“A feast fit for a king” is a phrase known to elicit certain types of imagery in our minds. We might imagine feasts that involve exotic beasts like lions or ostriches, perhaps served with insane portions of side dishes presented beautifully.
Over the course of history, there have been plenty of kingly feasts that matched those kinds of descriptions. However, many of the ingredients used are no longer as decadent (in price) as they used to be.
Some dishes are still absolutely off-limits for us laypeople to try, but not all of them. Thanks to the expanse of food delivery and farming tech, we can now afford many ingredients that would regularly appear on royal tables. Don’t believe it? Try these recipes below.

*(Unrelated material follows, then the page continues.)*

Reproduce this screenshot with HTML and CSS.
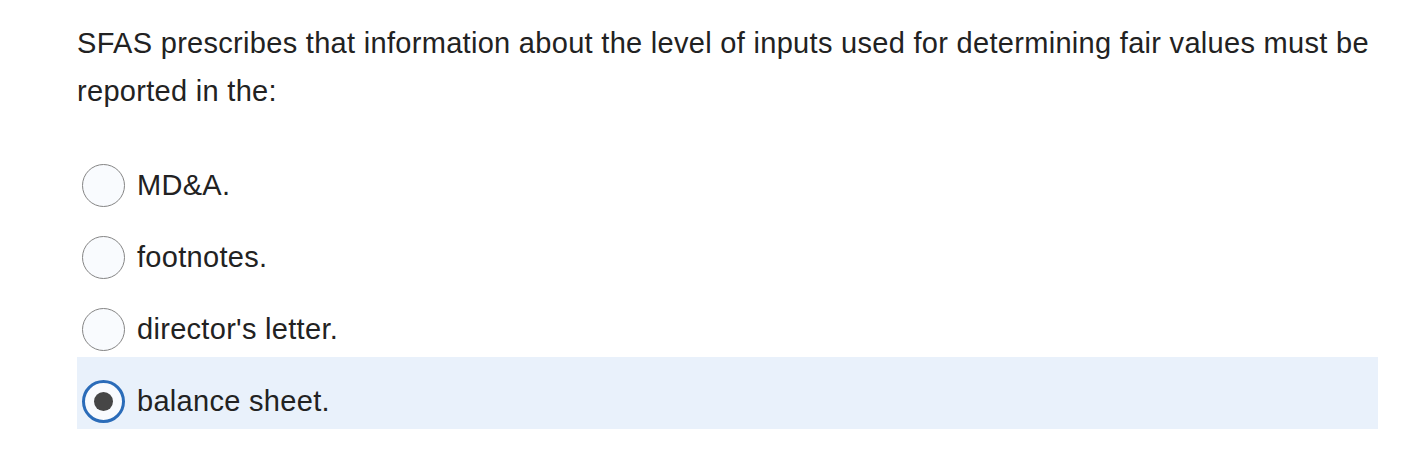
FILE: index.html
```html
<!DOCTYPE html>
<html>
<head>
<meta charset="utf-8">
<link rel="stylesheet" href="styles.css">
</head>
<body>
<div class="question">
  <p class="prompt">SFAS prescribes that information about the level of inputs used for determining fair values must be reported in the:</p>
  <ul class="options">
    <li class="option"><span class="radio"></span><span class="label">MD&amp;A.</span></li>
    <li class="option"><span class="radio"></span><span class="label">footnotes.</span></li>
    <li class="option"><span class="radio"></span><span class="label">director's letter.</span></li>
    <li class="option selected"><span class="radio"><span class="dot"></span></span><span class="label">balance sheet.</span></li>
  </ul>
</div>
</body>
</html>
```
FILE: styles.css
```css
html, body {
  margin: 0;
  padding: 0;
  background: #ffffff;
}
body {
  font-family: "Liberation Sans", Arial, sans-serif;
  color: #222222;
  letter-spacing: 0.3px;
}
.question {
  width: 1301px;
  margin-left: 77px;
  padding-top: 19px;
}
.prompt {
  margin: 0;
  font-size: 29px;
  line-height: 48px;
}
.options {
  list-style: none;
  margin: 26px 0 0 0;
  padding: 0;
}
.option {
  box-sizing: border-box;
  display: flex;
  align-items: center;
  height: 72px;
  padding-left: 5px;
  padding-top: 16px;
  font-size: 29px;
}
.option.selected {
  background: #e9f1fb;
}
.radio {
  box-sizing: border-box;
  width: 43px;
  height: 43px;
  border-radius: 50%;
  border: 1px solid #858585;
  background: #f9fbfe;
  display: flex;
  align-items: center;
  justify-content: center;
  flex: none;
}
.selected .radio {
  border: 3px solid #2b6cb9;
}
.dot {
  width: 19px;
  height: 19px;
  border-radius: 50%;
  background: #464646;
}
.label {
  margin-left: 12px;
}
```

In France, kings dined on fine ingredients all the time…but that didn’t prevent them from enjoying the simple things, too. Funges was a soup made of chopped mushrooms and leaks in warm broth, topped with a spice mix of cinnamon, ginger, saffron, black pepper, and cloves.
Some things never really change, and if a recipe is easy enough, you can bet that it’ll remain constant through the centuries. Poached eggs are a great example of this concept. In medieval England, they were called “poachees,” and were served as a treat at royal banquets.
Making poached eggs is still the same. Just drop eggs into scalding water and let the heat do the rest!
Almonds were the medieval period’s avocado. People loved doing just about everythig with almonds, including making almond pudding, roasting them, adding them to eggs, and yes, making marzipan.
Marzipan is a dessert candy made of ground almonds with sugar that’s still used today. You can pick up marzipan boxes at most specialty stores.
Most people tend to assume that almond milk is a hipster invention, but it’s actually a lot older than people would expect it to be. During the medieval period, almond milk was seen as a favorite dessert drink and people couldn’t get enough of it.
To make it extra sweet, cooks would add honey to the milk. It was (and still is) a meal that’s truly fit for a king.
Tartys in Applis
This name sounds pretty fancy, but don’t be too shocked when you find out how simple it is. This is actually just the Old English name for apple tarts, and they were a staple among the elites of the time.
These tarts aren’t quite like what you would see today. Unlike most modern tarts, medieval tarts often involved the inclusion of raisins, figs, and saffron as part of their recipes.